Heat Transfer Conduction and Convection Calculator
Evaluate steady-state heat exchange through solids and across fluid boundaries with precision. Enter geometric dimensions, temperature differences, and convective coefficients to obtain conduction and convection heat transfer rates in real time.
Expert Guide to Using the Heat Transfer Conduction and Convection Calculator
Engineering teams rely on combined conduction and convection assessments to ensure building envelopes, process equipment, and electronic assemblies stay within thermal limits. This calculator distills the governing equations into an intuitive tool, yet the decisions you make still rest on a firm understanding of the physics. Conduction transports energy through solids via molecular vibration and electron movement, while convection moves heat between a surface and a moving fluid by molecular diffusion and bulk fluid motion. By pairing both mechanisms, the calculator mirrors the real-world scenario in which a hot component is insulated by a wall yet simultaneously cooled by passing air or water.
To translate the user inputs into reliable output, the tool evaluates Fourier’s law for conduction and Newton’s law of cooling for convection. Accurate inputs begin with geometry. Area represents the effective surface in contact with the temperature gradient; in walls this matches the wall area, while in cylindrical pipes you may need the lateral surface area. Thickness signifies the resistance length for conduction, often the insulation layer. Thermal conductivity values vary dramatically: copper’s 401 W/m·K makes it an excellent heat spreader, whereas mineral wool’s 0.04 W/m·K indicates strong insulating ability. The calculator therefore provides preset materials and allows custom entries for specialized composites or layered structures.
Why Temperature Selection Matters
The conduction portion uses the difference between hot and cold solids. For example, if a heat source keeps the inside of a furnace wall at 800 °C and the outer surface stays at 120 °C, the gradient is 680 °C. Convection, by contrast, uses the surface temperature and the surrounding fluid bulk temperature. In many cases the outer surface temperature equals the cold-side temperature, yet manufacturing lines often use intermediate surface sensors while the convective fluid (air, water, oils) tracks a different value. Newton’s law states Q = h × A × (Tsurface − Tfluid), which is implemented directly by the calculator.
When evaluating energy budgets, designers often need the cumulative energy lost over a time period. That is why the calculator multiplies the total heat transfer rate by the exposure duration in hours to provide energy in watt-hours. Converting that figure to kilowatt-hours helps facility managers compare insulation upgrades to utility costs or to emissions benchmarks published by the U.S. Department of Energy.

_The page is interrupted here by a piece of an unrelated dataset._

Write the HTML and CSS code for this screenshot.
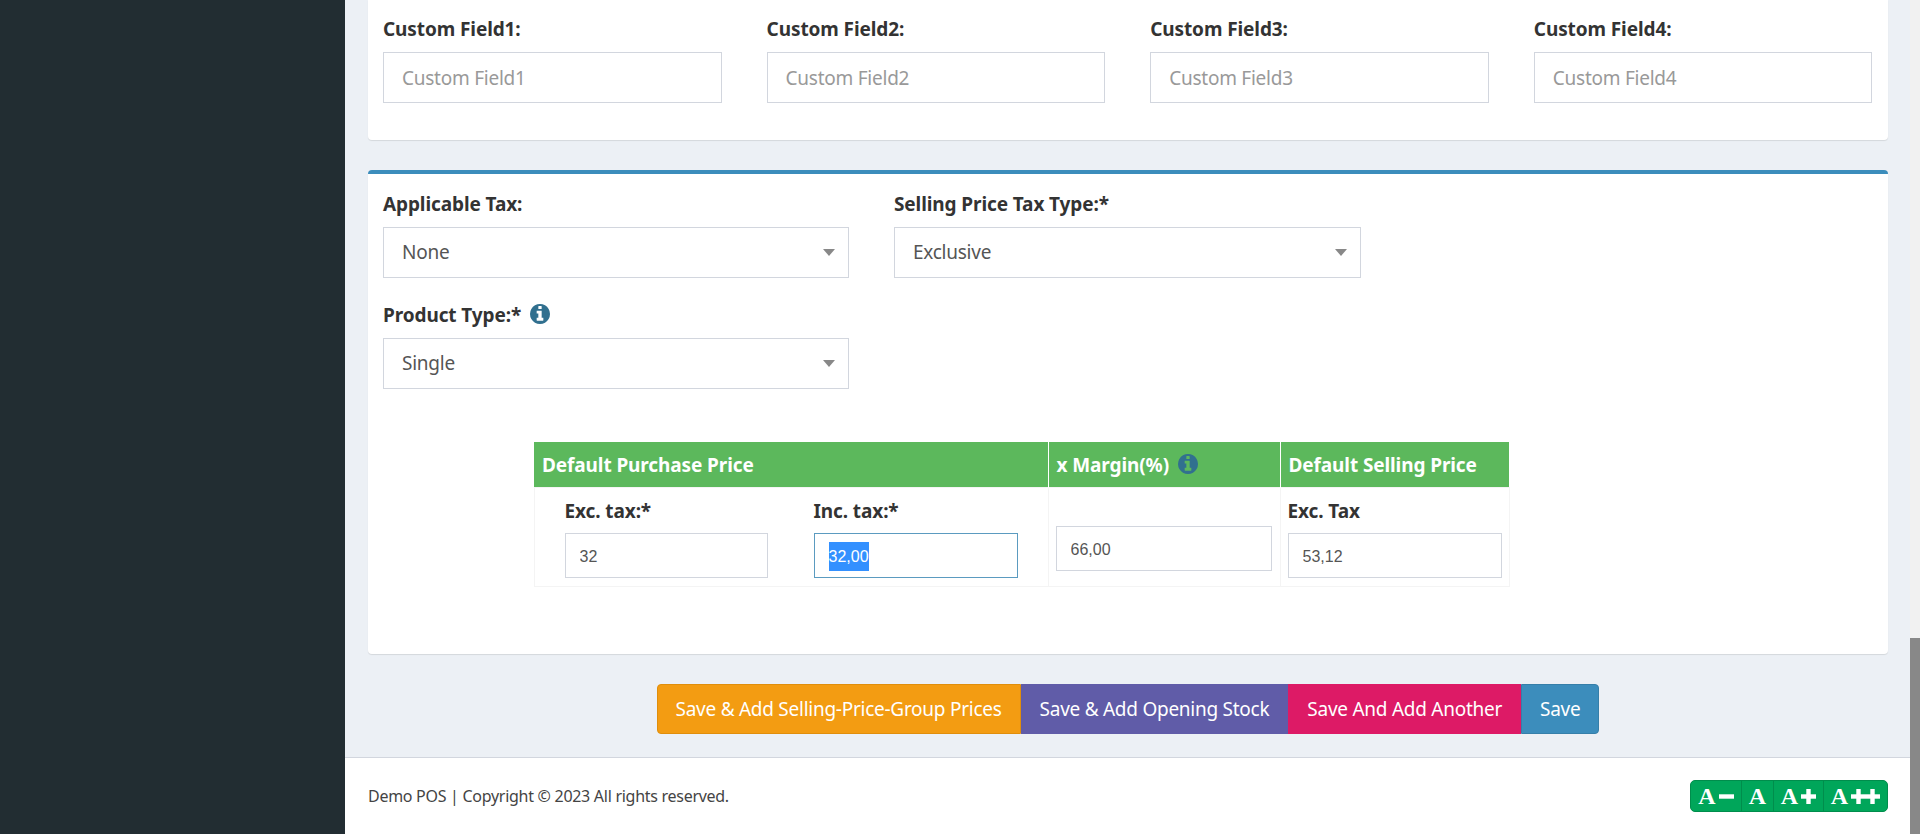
FILE: index.html
```html
<!DOCTYPE html>
<html lang="en">
<head>
<meta charset="utf-8">
<title>Add product</title>
<link rel="stylesheet" href="styles.css">
</head>
<body>
<aside class="sidebar"></aside>
<div class="main">
  <main class="content">
    <section class="card card-fields">
      <div class="grid-four">
        <div class="field"><label class="label">Custom Field1:</label><input class="control" placeholder="Custom Field1"></div>
        <div class="field"><label class="label">Custom Field2:</label><input class="control" placeholder="Custom Field2"></div>
        <div class="field"><label class="label">Custom Field3:</label><input class="control" placeholder="Custom Field3"></div>
        <div class="field"><label class="label">Custom Field4:</label><input class="control" placeholder="Custom Field4"></div>
      </div>
    </section>
    <section class="card card-price">
      <div class="grid-three">
        <div class="field"><label class="label">Applicable Tax:</label><div class="select-wrap"><select class="control"><option>None</option></select></div></div>
        <div class="field"><label class="label">Selling Price Tax Type:*</label><div class="select-wrap"><select class="control"><option>Exclusive</option></select></div></div>
      </div>
      <div class="grid-three row-gap">
        <div class="field">
          <label class="label label-icon">Product Type:*
            <svg class="info" viewBox="128 128 1536 1536"><path d="M1152 1376v-160q0-14-9-23t-23-9h-96v-512q0-14-9-23t-23-9h-320q-14 0-23 9t-9 23v160q0 14 9 23t23 9h96v320h-96q-14 0-23 9t-9 23v160q0 14 9 23t23 9h448q14 0 23-9t9-23zm-128-896v-160q0-14-9-23t-23-9h-192q-14 0-23 9t-9 23v160q0 14 9 23t23 9h192q14 0 23-9t9-23zm640 416q0 209-103 385.5t-279.5 279.5-385.5 103-385.5-103-279.5-279.5-103-385.5 103-385.5 279.5-279.5 385.5-103 385.5 103 279.5 279.5 103 385.5z"/></svg>
          </label>
          <div class="select-wrap"><select class="control"><option>Single</option></select></div>
        </div>
      </div>
      <table class="price-table">
        <colgroup><col class="col-purchase"><col class="col-margin"><col class="col-selling"></colgroup>
        <thead>
          <tr>
            <th>Default Purchase Price</th>
            <th>x Margin(%)
              <svg class="info info-head" viewBox="128 128 1536 1536"><path d="M1152 1376v-160q0-14-9-23t-23-9h-96v-512q0-14-9-23t-23-9h-320q-14 0-23 9t-9 23v160q0 14 9 23t23 9h96v320h-96q-14 0-23 9t-9 23v160q0 14 9 23t23 9h448q14 0 23-9t9-23zm-128-896v-160q0-14-9-23t-23-9h-192q-14 0-23 9t-9 23v160q0 14 9 23t23 9h192q14 0 23-9t9-23zm640 416q0 209-103 385.5t-279.5 279.5-385.5 103-385.5-103-279.5-279.5-103-385.5 103-385.5 279.5-279.5 385.5-103 385.5 103 279.5 279.5 103 385.5z"/></svg>
            </th>
            <th>Default Selling Price</th>
          </tr>
        </thead>
        <tbody>
          <tr>
            <td class="cell-purchase">
              <div class="purchase-pair">
                <div class="sub-field"><label class="label">Exc. tax:*</label><input class="control small" value="32"></div>
                <div class="sub-field"><label class="label">Inc. tax:*</label><div class="control small focused"><span class="selected">32,00</span></div></div>
              </div>
            </td>
            <td class="cell-margin"><input class="control small" value="66,00"></td>
            <td class="cell-selling"><label class="label">Exc. Tax</label><input class="control small" value="53,12"></td>
          </tr>
        </tbody>
      </table>
    </section>
    <div class="actions">
      <button class="btn btn-orange">Save &amp; Add Selling-Price-Group Prices</button>
      <button class="btn btn-purple">Save &amp; Add Opening Stock</button>
      <button class="btn btn-pink">Save And Add Another</button>
      <button class="btn btn-blue">Save</button>
    </div>
  </main>
  <footer class="footer">
    <span class="copy">Demo POS | Copyright © 2023 All rights reserved.</span>
    <div class="zoom-group">
      <button class="zoom zoom-minus">A<svg class="sign sign-one" viewBox="0 0 15 15"><rect y="5.3" width="15" height="4.4"/></svg></button>
      <button class="zoom zoom-plain">A</button>
      <button class="zoom zoom-plus">A<svg class="sign sign-one" viewBox="0 0 15 15"><rect y="5.3" width="15" height="4.4"/><rect x="5.3" width="4.4" height="15"/></svg></button>
      <button class="zoom zoom-plus2">A<svg class="sign sign-two" viewBox="0 0 29 15"><rect y="5.3" width="29" height="4.4"/><rect x="5.3" width="4.4" height="15"/><rect x="19.3" width="4.4" height="15"/></svg></button>
    </div>
  </footer>
</div>
<div class="scrollbar"><div class="thumb"></div></div>
</body>
</html>
```
FILE: styles.css
```css
* { box-sizing: border-box; }
html, body { height: 100%; }
body {
  margin: 0;
  display: flex;
  height: 834px;
  overflow: hidden;
  background: #ecf0f5;
  font-family: "Noto Sans", "Liberation Sans", sans-serif;
  font-size: 18px;
  color: #333;
}
.sidebar { width: 345px; flex: none; background: #222d32; }
.main { flex: 1; display: flex; flex-direction: column; min-width: 0; }
.content { flex: 1; padding: 0 22px 0 23px; }
.scrollbar { width: 10px; flex: none; background: #f1f1f1; display: flex; flex-direction: column; justify-content: flex-end; }
.thumb { height: 196px; background: #888; }

.card { background: #fff; border-radius: 0 0 4px 4px; box-shadow: 0 1px 1px rgba(0,0,0,.1); padding-left: 15px; }
.card-fields { height: 140px; padding-top: 18px; }
.card-price { height: 484px; margin-top: 30px; border-top: 4px solid #3c8dbc; border-radius: 4px; padding-top: 19px; }

.grid-four { display: grid; grid-template-columns: repeat(4, 338.6px); column-gap: 45px; }
.grid-three { display: grid; grid-template-columns: 466px 467px; column-gap: 45px; }
.row-gap { margin-top: 26px; }

.label { display: block; height: 22px; line-height: 22px; margin-bottom: 12px; font-weight: 700; font-size: 19px; letter-spacing: -0.1px; white-space: nowrap; color: #333; }
.label-icon { display: flex; align-items: center; }
.control {
  display: block;
  width: 100%;
  height: 51px;
  padding: 0 18px;
  border: 1px solid #d2d6de;
  border-radius: 0;
  background: #fff;
  font-family: inherit;
  font-size: 19px;
  letter-spacing: -0.25px;
  color: #555;
  outline: none;
  appearance: none;
}
select.control { padding-bottom: 2px; }
.control::placeholder { color: #999; opacity: 1; }
.select-wrap { position: relative; }
.select-wrap::after {
  content: "";
  position: absolute;
  right: 14px;
  top: 22px;
  border-top: 7px solid #888;
  border-left: 6px solid transparent;
  border-right: 6px solid transparent;
}

.info { width: 20px; height: 20px; margin: -3px 0 0 9px; flex: none; fill: #31708f; }
.info-head { margin: 0 0 0 4px; vertical-align: -2px; }

.price-table { margin: 53px 0 0 150.5px; width: 975px; table-layout: fixed; border-collapse: collapse; }
.col-purchase { width: 514px; }
.col-margin { width: 232px; }
.col-selling { width: 229px; }
.price-table th {
  height: 45px;
  padding: 1px 8px 0;
  background: #5cb85c;
  color: #fff;
  font-size: 19px;
  font-weight: 700;
  letter-spacing: -0.1px;
  text-align: left;
  border-left: 1px solid #fff;
  white-space: nowrap;
}
.price-table th:first-child { border-left: 0; }
.price-table td { height: 99px; padding: 0; border: 1px solid #f4f4f4; vertical-align: top; }
.price-table .label { margin-bottom: 11px; }
.cell-purchase { padding: 12px 0 0 30px !important; }
.purchase-pair { display: grid; grid-template-columns: 203px 204px; column-gap: 46px; }
.cell-margin { padding: 38px 8px 0 7px !important; }
.cell-selling { padding: 12px 7px 0 7px !important; }
.small { height: 45px; padding: 3px 14px 0; font-family: "Liberation Sans", sans-serif; font-size: 16px; letter-spacing: 0; }
.focused { border-color: #5b9bc0; line-height: 40px; color: #555; }
.selected { background: #3390ff; color: #fff; display: inline-block; line-height: 29px; }

.actions { display: flex; justify-content: center; margin-top: 30px; }
.btn { height: 50px; padding: 0 18px; border: 1px solid transparent; font-family: inherit; font-size: 19px; letter-spacing: -0.26px; color: #fff; white-space: nowrap; }
.btn:first-child { border-radius: 4px 0 0 4px; }
.btn:last-child { border-radius: 0 4px 4px 0; }
.btn-orange { background: #f39c12; border-color: #e08e0b; }
.btn-purple { background: #605ca8; border-color: #605ca8; }
.btn-pink { background: #dd1a66; border-color: #dd1a66; }
.btn-blue { background: #3c8dbc; border-color: #367fa9; }

.footer { height: 77px; flex: none; display: flex; align-items: center; justify-content: space-between; padding: 0 22px 0 23px; background: #fff; border-top: 1px solid #d2d6de; }
.copy { font-size: 16px; letter-spacing: -0.28px; color: #444; }
.zoom-group { display: flex; height: 32px; border: 1px solid #008d4c; border-radius: 5px; overflow: hidden; background: #00a65a; }
.zoom { display: flex; align-items: center; justify-content: center; gap: 3px; padding: 0; height: 100%; border: 0; border-left: 1px solid #008d4c; background: transparent; color: #fff; font-family: "Liberation Serif", serif; font-weight: 700; font-size: 24px; line-height: 1; }
.zoom:first-child { border-left: 0; }
.zoom-minus { width: 50px; }
.zoom-plain { width: 32px; }
.zoom-plus { width: 50px; }
.zoom-plus2 { width: 64px; }
.sign { height: 15px; fill: #fff; }
.sign-one { width: 15px; }
.sign-two { width: 29px; }
```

Reference Data for Thermal Conductivity
Consistent material properties are critical. Laboratory data collected by agencies such as the National Institute of Standards and Technology demonstrate the range of conductivity values across common solids. Use the table below to double-check that your assumption aligns with industry references.

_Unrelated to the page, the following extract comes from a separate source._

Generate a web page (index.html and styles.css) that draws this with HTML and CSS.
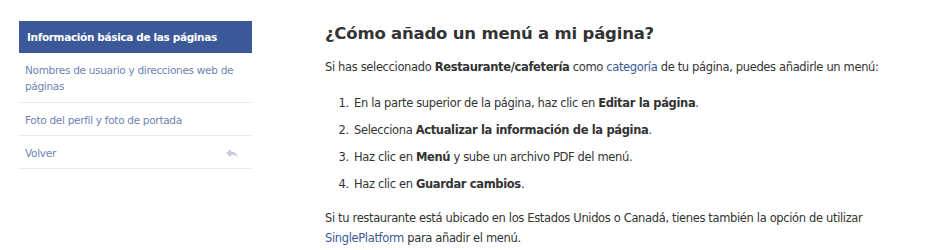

| Material | Thermal Conductivity (W/m·K) | Reference Temperature (°C) | Notes |
|---|---|---|---|
| Copper | 401 | 25 | High-purity annealed, excellent for heat sinks |
| Aluminum 6061-T6 | 167 | 25 | Common structural alloy with good conductivity |
| Concrete | 1.3 | 20 | Varies with aggregate moisture |
| Brick (common clay) | 0.72 | 25 | Porosity lowers conductivity |
| Mineral Wool Insulation | 0.04 | 24 | Assumes 48 kg/m³ density batt |
| Epoxy Resin | 0.2 | 20 | Useful for electronics encapsulation |
Observe how conductivity spans four orders of magnitude. This enormous spread illustrates why seemingly minor material substitutions drastically alter heat rates. A laptop chassis built from magnesium alloy rather than molded plastic will dissipate heat significantly faster, requiring re-optimization of the cooling airflow. In building envelopes, switching from standard fiberglass (0.04 W/m·K) to aerogel panels (0.018 W/m·K) can halve conductive losses even if thickness remains unchanged.
Convective Coefficients and Flow Regimes
Convective coefficients depend on fluid properties, velocity, and geometry. Laminar natural convection around a vertical plate may yield h ≈ 5 W/m²·K, while turbulent forced convection inside a water-cooled tube may exceed 5000 W/m²·K. Because such values can be difficult to remember, the second table consolidates benchmark data to help you make reasonable selections before running the calculator.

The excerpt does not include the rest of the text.